Japanese Giant Hornets Are Angry and Lethal
The Japanese giant hornet is not to be trifled with. It's about 2 inches long, but a quarter of that is just its stinger. The nasty-looking stinger contains a powerful and potentially lethal venom. If a human being gets stung multiple times, chances are high they won’t survive.
This aggressive hornet is responsible for about 40 human deaths each year. This makes them Japan's most dangerous animal. Their diet mainly consists of other hornets and bees, making them hated and feared even amongst their own kind.

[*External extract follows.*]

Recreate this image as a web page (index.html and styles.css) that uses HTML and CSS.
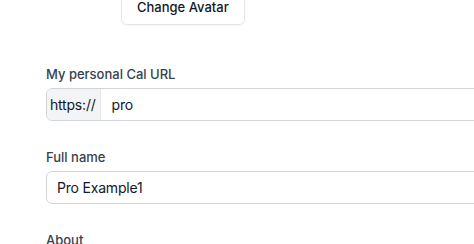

You Shouldn’t Mess With Polar Bears
It's absolutely true: Polar bears are killing machines. They're both the largest bear and the largest carnivore on Earth. They can smell food from nearly 10 miles away. If you're on the menu, the bear will catch you, easily outswimming you in water and outrunning you on land.
Polar bears also have incredibly thick skulls, so thick that a direct hit with a bullet near the eye may not even penetrate. Luckily, they’re rarely aggressive to humans and usually only attack when desperately hungry.
Alligator Snapping Turtles Can Bite Your Hand Off
Technically, the bite from an alligator snapping turtle isn’t as strong as it looks — about the same strength as a human bite. But it's the teeth you have to worry about, which are razor-sharp and can easily break wood in half or dismember you.
This turtle hunts by submerging itself in freshwater and wagging its fleshy tongue, which resembles a worm, as bait for fish and small predators. Once within range, SNAP. It's over. The alligator snapping turtle isn't aggressive but will certainly defend itself if disturbed.
Mosquitos Are Record-holding Human Killers
They're diminutive. They're annoying. You can kill one with the flick of a hand. Yet as a species, they hold the all-time record for killing the highest number of humans. Mosquitos are responsible for over a million human deaths per year, mostly due to spreading bloodborne diseases like malaria. They’re our biggest threat from the animal kingdom.
There's no hiding from them. These little bloodsuckers are on virtually every continent and in every country. Your best defense is living somewhere cold — in temperatures lower than 50 degrees Fahrenheit they stop biting and take shelter.
Skunks Will Mess Up Everyone's World
Most animals have a much stronger and more advanced sense of smell than humans. They rely on their noses to navigate, communicate and absorb information from the environment. So if we think the smell of skunks is bad, you can only imagine how awful and overwhelming it is to other animals. It must destroy their whole world.
What’s worse? When the skunk is provoked, its spray is so potent that critters can smell it across a 1.5-mile radius, where those other creatures are just minding their own business. Not cool.